Exercise inputs:

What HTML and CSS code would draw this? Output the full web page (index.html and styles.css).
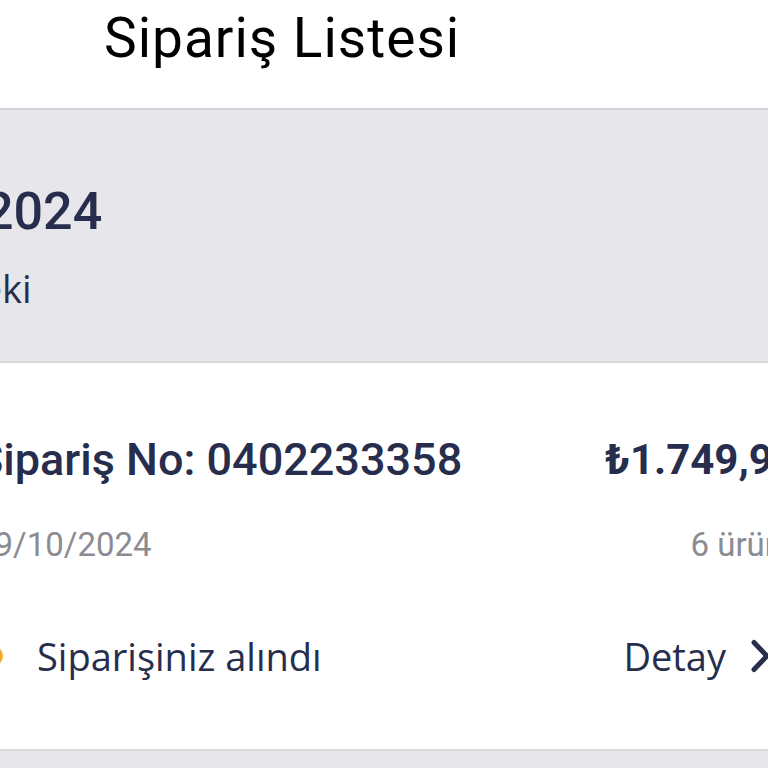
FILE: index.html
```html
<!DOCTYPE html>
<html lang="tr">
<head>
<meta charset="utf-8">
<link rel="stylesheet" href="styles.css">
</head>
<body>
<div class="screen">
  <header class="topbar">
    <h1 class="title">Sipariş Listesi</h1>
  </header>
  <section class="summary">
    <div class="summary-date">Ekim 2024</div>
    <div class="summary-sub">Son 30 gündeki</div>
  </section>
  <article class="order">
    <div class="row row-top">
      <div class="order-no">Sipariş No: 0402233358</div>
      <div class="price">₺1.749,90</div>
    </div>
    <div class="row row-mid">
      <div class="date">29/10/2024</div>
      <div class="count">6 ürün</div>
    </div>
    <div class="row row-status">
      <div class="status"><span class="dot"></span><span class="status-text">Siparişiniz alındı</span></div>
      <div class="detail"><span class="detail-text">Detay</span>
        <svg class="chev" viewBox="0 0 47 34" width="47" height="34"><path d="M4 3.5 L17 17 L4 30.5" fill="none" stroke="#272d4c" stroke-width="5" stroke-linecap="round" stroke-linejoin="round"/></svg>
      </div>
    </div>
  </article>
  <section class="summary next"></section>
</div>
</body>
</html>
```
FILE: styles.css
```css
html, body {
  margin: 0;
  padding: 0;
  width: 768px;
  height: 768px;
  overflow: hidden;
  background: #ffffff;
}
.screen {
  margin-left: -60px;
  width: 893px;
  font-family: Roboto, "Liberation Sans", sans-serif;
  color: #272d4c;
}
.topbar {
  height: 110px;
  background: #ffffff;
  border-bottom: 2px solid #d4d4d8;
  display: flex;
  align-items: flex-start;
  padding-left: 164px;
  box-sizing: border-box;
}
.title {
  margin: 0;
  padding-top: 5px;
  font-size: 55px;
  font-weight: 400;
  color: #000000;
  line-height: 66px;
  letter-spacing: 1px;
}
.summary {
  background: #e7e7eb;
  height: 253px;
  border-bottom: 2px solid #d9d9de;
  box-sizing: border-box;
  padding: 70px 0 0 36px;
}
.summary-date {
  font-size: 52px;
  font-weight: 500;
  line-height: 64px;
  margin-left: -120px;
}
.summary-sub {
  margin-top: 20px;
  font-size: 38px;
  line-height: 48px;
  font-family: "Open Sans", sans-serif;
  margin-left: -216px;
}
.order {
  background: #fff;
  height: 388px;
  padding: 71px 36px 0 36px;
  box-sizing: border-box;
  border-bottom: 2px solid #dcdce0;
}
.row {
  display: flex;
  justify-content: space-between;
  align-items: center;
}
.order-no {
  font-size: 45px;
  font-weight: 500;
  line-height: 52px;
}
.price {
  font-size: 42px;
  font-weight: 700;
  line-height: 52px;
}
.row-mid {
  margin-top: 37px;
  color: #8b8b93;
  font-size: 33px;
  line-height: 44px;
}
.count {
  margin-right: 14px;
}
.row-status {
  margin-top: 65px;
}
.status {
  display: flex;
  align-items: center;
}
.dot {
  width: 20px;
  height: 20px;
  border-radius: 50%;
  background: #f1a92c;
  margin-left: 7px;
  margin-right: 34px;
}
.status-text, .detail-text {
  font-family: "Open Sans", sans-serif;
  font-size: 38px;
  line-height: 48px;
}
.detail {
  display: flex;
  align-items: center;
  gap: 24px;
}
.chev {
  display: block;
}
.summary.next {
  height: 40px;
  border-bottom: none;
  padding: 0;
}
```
--
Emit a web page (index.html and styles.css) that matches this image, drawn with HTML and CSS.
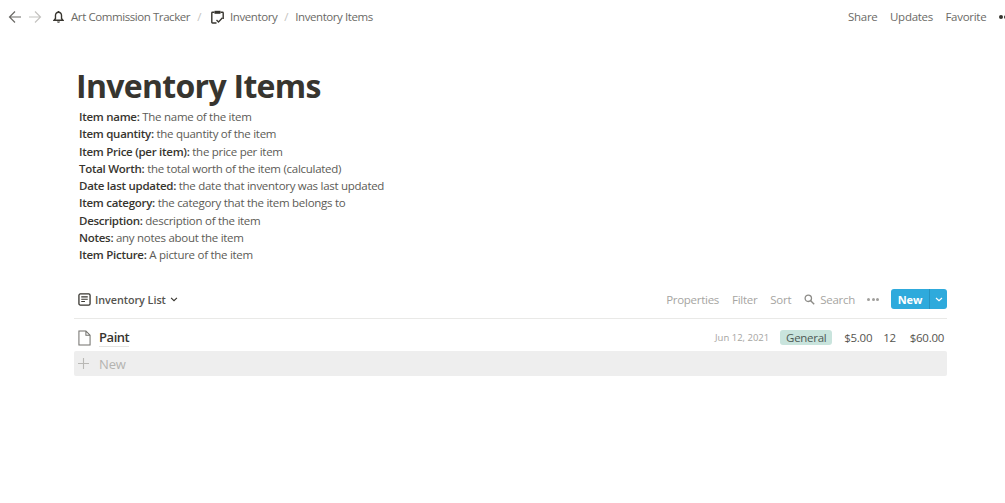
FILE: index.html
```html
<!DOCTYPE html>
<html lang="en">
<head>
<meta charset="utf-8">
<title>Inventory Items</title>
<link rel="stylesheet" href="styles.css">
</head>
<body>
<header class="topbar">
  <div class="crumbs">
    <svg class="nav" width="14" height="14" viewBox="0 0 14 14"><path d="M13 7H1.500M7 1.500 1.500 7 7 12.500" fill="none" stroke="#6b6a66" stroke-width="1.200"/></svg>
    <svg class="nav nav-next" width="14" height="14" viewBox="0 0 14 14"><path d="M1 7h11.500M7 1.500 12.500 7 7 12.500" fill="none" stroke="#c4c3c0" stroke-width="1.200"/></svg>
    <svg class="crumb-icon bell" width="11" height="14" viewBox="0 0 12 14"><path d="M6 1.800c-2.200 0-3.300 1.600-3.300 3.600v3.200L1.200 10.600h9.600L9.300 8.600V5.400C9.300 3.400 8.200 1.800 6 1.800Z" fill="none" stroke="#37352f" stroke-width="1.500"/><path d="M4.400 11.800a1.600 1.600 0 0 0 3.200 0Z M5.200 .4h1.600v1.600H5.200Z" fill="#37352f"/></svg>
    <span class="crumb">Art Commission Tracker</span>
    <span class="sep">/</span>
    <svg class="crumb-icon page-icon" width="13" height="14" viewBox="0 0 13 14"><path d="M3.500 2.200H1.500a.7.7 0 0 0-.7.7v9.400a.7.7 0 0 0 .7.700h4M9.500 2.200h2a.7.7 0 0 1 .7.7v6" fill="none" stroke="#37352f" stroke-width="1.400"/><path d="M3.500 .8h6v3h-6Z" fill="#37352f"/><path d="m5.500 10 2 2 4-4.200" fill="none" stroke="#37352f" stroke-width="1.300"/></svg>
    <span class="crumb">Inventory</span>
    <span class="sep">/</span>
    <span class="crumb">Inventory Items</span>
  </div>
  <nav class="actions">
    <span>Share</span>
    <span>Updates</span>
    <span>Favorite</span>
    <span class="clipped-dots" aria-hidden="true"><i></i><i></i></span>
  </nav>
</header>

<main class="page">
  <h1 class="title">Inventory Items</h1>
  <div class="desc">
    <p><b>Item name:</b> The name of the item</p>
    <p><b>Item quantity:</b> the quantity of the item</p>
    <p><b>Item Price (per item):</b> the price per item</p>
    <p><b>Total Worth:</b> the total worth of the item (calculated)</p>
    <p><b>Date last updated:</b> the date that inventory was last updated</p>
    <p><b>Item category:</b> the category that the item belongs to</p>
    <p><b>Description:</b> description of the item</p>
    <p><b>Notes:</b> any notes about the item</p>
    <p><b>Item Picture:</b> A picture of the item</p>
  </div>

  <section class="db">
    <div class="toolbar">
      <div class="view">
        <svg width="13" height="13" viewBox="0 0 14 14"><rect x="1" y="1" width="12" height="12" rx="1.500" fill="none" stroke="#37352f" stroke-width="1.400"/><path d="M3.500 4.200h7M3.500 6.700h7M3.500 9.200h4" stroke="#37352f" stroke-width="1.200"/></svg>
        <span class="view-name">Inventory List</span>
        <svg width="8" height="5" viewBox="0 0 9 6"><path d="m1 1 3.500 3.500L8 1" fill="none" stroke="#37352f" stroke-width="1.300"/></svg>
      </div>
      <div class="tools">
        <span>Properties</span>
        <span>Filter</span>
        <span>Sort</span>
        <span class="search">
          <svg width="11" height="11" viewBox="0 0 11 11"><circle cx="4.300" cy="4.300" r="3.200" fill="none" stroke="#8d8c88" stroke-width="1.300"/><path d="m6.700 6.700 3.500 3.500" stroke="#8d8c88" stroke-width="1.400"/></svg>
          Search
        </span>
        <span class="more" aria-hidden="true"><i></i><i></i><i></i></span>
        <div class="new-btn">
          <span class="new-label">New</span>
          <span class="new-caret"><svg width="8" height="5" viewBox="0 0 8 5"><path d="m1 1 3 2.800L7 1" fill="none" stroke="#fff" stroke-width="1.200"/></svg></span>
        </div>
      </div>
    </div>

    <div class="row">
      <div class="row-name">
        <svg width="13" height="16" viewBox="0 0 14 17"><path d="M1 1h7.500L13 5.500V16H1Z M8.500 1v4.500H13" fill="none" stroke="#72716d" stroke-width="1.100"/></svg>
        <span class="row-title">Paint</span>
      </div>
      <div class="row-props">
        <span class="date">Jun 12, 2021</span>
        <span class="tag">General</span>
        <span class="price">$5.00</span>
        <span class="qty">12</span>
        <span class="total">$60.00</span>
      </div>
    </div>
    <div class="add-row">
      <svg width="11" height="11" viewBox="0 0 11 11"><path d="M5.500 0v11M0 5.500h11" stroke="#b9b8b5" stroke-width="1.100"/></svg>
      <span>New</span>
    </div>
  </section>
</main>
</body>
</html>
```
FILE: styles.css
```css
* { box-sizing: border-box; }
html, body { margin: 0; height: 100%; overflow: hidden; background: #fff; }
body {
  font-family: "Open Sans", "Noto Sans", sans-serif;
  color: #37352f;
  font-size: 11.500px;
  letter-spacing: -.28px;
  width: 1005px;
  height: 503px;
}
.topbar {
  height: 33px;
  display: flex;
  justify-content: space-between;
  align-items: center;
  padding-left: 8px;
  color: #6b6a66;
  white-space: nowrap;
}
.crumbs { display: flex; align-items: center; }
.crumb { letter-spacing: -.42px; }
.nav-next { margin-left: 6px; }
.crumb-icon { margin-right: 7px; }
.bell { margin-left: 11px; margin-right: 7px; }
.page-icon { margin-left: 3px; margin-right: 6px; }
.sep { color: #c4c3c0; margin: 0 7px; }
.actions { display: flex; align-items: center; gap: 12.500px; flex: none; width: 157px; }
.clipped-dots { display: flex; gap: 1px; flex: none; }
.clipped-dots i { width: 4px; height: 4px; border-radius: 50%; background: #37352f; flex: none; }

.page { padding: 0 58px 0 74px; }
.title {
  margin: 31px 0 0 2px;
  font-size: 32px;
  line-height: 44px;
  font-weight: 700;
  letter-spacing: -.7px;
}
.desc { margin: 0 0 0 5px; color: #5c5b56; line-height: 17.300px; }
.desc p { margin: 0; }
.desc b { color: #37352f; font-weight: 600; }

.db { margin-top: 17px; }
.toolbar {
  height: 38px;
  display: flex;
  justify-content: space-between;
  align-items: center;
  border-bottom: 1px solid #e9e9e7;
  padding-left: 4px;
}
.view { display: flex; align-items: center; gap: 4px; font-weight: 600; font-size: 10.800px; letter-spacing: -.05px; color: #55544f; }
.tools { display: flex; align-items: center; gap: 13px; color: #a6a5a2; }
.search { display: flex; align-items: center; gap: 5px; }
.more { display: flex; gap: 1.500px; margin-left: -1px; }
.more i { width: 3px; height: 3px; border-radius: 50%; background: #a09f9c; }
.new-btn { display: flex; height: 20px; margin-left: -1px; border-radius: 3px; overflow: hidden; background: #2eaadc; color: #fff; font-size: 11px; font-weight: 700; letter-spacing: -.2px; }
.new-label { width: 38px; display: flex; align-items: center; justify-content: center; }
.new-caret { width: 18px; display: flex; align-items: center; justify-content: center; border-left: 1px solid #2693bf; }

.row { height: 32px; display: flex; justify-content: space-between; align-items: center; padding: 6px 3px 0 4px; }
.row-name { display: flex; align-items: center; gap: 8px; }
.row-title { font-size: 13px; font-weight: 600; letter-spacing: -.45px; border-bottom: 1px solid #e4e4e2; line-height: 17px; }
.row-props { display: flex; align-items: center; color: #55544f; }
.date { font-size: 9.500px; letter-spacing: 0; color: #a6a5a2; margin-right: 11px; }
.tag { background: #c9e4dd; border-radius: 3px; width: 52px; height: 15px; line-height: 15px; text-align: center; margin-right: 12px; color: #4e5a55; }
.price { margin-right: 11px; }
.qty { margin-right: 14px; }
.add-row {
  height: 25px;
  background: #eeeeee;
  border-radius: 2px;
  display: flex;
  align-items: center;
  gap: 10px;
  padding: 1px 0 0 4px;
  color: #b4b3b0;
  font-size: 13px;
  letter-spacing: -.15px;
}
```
---
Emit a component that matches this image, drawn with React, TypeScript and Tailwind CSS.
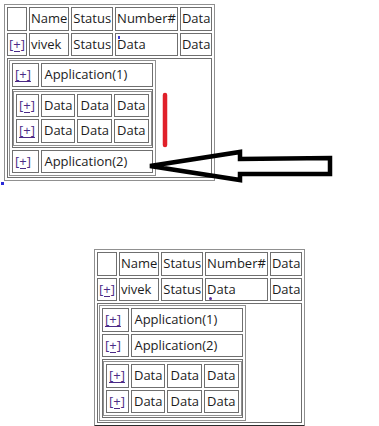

What is expected:
Go through the preceding material and copy each line that has the word "drawn".

Correct answer:
Emit a web page (index.html and styles.css) that matches this image, drawn with HTML and CSS.
Emit a component that matches this image, drawn with React, TypeScript and Tailwind CSS.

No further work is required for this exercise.